Promising pacer Lungi Ngidi has been ruled out of the team's World Cup game against India after sustaining a hamstring injury during South Africa’s lost match against Bangladesh on Sunday. In his absence, the Proteas would expect Steyn's inclusion, but that remains doubtful.


Phelukwayo may be a fresh challenge, but India would have a psychological advantage over the injury-stricken opponent.


Hashim Amla


He may be an old and reliable hand for South Africa, but Amla has been struggling, and India's bowlers would not miss the opportunity to pin Amla down before he starts any assault. Amla was recently forced to return to the pavilion after being hit on the helmet by a short and pacy delivery from England speedster Jofra Archer. When he later returned to bat, he didn’t look like the same batsman. Amla missed his match against Bangladesh, but he is likely to play against India. The Indian side would surely have a plan especially for this batsman.


Middle-over collapse, despite too many all-rounders


South Africa's middle order looks good on paper but its collapse against England exposed some weak spots. David Miller, Rassie van der Dussen and JP Duminy have the goods to pull off match-winning knocks, but they somehow lose the track of run rate and crumble under pressure.

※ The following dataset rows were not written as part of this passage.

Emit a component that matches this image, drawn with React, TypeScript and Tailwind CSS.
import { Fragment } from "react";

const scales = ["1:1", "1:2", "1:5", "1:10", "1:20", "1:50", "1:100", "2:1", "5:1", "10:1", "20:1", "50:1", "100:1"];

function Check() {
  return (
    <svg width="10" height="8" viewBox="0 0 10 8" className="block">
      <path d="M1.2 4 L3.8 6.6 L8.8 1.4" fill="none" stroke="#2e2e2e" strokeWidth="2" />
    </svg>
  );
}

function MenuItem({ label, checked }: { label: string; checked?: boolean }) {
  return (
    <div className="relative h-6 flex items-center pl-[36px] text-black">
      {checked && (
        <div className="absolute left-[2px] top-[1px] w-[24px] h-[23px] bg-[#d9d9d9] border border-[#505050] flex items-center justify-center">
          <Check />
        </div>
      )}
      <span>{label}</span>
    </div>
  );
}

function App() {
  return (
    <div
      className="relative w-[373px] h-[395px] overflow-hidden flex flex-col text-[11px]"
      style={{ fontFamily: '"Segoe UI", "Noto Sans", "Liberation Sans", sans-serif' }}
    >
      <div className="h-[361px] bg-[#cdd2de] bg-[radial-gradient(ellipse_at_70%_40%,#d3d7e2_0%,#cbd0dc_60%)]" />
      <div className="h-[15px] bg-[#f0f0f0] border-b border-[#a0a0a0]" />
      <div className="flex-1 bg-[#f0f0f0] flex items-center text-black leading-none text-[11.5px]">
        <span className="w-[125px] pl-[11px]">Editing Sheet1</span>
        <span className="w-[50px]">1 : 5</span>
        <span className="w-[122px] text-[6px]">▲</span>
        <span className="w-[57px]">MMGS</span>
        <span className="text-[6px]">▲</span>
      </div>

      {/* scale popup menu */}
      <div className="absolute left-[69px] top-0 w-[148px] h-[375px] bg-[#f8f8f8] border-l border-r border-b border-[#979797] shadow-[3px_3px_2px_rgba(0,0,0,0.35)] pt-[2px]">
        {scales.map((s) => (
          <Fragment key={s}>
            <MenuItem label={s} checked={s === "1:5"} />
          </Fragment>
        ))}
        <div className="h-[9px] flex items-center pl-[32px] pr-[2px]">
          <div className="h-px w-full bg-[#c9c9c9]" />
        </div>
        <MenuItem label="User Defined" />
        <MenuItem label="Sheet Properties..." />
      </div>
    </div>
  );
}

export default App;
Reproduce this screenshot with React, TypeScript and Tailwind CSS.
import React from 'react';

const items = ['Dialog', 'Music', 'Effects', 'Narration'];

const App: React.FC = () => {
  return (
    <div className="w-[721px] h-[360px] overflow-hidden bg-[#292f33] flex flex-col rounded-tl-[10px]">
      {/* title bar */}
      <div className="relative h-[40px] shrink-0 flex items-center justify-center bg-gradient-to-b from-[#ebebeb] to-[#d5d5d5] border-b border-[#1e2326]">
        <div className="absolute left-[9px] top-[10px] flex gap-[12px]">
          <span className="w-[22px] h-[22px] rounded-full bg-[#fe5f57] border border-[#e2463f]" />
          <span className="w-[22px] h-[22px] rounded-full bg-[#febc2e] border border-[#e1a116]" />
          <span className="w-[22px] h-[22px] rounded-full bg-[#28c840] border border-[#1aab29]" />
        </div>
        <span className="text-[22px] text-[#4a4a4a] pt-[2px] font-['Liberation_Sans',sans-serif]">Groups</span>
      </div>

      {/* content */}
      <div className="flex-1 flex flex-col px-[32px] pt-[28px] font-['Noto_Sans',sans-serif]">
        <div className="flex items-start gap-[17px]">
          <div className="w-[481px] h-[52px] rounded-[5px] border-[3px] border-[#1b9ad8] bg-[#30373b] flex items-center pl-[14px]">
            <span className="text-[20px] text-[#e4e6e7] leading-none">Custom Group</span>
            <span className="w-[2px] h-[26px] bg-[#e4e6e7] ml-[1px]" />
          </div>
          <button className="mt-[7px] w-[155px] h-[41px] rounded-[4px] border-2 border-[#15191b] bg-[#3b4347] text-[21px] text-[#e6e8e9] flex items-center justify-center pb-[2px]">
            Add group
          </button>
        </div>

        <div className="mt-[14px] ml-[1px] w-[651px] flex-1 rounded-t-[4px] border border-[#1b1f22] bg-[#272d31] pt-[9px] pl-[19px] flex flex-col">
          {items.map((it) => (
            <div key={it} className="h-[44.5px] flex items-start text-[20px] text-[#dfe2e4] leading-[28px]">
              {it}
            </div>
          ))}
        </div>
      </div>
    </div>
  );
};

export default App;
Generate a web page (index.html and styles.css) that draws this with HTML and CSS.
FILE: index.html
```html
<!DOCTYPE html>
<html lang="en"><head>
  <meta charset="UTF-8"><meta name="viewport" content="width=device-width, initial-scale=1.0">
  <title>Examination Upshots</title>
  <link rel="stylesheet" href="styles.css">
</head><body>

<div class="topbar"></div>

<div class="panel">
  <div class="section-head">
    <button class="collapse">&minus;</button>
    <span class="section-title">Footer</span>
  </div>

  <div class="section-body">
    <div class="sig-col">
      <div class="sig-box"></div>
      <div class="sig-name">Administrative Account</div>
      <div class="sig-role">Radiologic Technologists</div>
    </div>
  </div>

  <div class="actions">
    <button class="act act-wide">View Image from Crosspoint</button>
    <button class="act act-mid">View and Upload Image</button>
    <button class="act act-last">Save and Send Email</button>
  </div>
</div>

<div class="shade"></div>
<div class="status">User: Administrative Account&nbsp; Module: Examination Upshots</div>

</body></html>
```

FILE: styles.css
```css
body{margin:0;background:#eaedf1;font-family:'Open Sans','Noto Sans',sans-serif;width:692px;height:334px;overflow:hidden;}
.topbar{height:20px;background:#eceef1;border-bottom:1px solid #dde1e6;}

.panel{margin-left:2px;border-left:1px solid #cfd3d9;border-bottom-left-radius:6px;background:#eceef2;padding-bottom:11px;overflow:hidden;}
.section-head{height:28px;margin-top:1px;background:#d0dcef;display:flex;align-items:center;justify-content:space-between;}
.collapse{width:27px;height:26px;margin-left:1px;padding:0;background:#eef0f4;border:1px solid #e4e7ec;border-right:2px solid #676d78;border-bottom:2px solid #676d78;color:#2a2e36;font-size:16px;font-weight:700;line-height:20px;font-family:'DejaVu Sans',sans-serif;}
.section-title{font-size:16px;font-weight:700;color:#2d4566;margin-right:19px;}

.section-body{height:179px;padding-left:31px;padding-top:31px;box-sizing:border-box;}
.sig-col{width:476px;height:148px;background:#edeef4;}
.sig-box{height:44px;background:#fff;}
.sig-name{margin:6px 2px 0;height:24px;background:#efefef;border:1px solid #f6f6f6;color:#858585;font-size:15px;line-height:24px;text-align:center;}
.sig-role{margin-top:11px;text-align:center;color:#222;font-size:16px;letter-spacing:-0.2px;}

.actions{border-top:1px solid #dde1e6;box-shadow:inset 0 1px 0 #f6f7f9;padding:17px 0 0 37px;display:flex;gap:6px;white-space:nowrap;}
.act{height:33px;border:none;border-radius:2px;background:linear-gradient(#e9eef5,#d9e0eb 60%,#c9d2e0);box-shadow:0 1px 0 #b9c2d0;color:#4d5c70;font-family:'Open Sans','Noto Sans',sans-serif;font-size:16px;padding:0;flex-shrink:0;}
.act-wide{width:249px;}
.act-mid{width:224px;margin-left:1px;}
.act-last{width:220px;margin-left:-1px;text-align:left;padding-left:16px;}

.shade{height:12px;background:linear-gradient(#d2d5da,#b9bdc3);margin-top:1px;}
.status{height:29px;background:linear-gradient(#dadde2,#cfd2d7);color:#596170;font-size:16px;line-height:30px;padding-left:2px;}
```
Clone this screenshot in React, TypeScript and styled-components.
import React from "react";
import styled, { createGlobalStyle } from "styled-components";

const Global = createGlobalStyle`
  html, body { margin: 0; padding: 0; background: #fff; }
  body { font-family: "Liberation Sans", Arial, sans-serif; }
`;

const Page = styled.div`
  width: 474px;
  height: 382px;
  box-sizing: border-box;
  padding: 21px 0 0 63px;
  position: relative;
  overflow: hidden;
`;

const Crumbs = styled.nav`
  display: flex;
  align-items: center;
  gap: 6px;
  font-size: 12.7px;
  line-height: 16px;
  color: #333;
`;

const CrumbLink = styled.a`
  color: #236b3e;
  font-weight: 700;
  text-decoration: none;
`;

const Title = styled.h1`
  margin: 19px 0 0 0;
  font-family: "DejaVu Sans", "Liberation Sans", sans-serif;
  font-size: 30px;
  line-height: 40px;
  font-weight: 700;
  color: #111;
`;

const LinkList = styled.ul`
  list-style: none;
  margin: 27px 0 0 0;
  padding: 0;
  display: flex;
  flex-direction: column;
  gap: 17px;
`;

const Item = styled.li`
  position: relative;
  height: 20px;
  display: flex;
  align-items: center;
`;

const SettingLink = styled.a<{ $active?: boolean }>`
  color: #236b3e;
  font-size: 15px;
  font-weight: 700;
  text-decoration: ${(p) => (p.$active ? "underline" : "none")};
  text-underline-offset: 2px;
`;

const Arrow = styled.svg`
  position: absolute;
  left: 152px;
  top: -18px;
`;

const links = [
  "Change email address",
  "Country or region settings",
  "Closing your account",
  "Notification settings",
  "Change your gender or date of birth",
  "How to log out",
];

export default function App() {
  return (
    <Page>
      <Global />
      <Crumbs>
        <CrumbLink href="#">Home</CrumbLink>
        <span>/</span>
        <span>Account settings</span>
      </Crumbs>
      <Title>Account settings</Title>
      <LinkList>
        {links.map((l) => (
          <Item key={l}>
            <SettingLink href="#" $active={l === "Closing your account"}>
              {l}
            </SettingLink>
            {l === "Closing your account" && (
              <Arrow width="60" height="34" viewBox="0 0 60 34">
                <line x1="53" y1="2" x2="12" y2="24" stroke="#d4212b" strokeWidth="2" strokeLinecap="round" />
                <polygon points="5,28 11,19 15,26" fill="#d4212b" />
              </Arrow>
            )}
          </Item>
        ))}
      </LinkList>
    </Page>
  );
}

Scarcity of full-time spinners


Imran Tahir is the only go-to man for du Plessis when it comes to spin bowling. Tahir scalped the first wicket of ICC World Cup 2019 for Soutrh Africa by dismissing Jonny Bairstow for a golden duck. Tahir delivers on a number of occasions and keeps the pressure up, but South Africa's bowling is pace-dominated; that somehow doesn't really work in middle overs when they need to break the momentum. From Kohli to K L Rahul, most Indian batsmen play pace well and du Plessis is aware of it.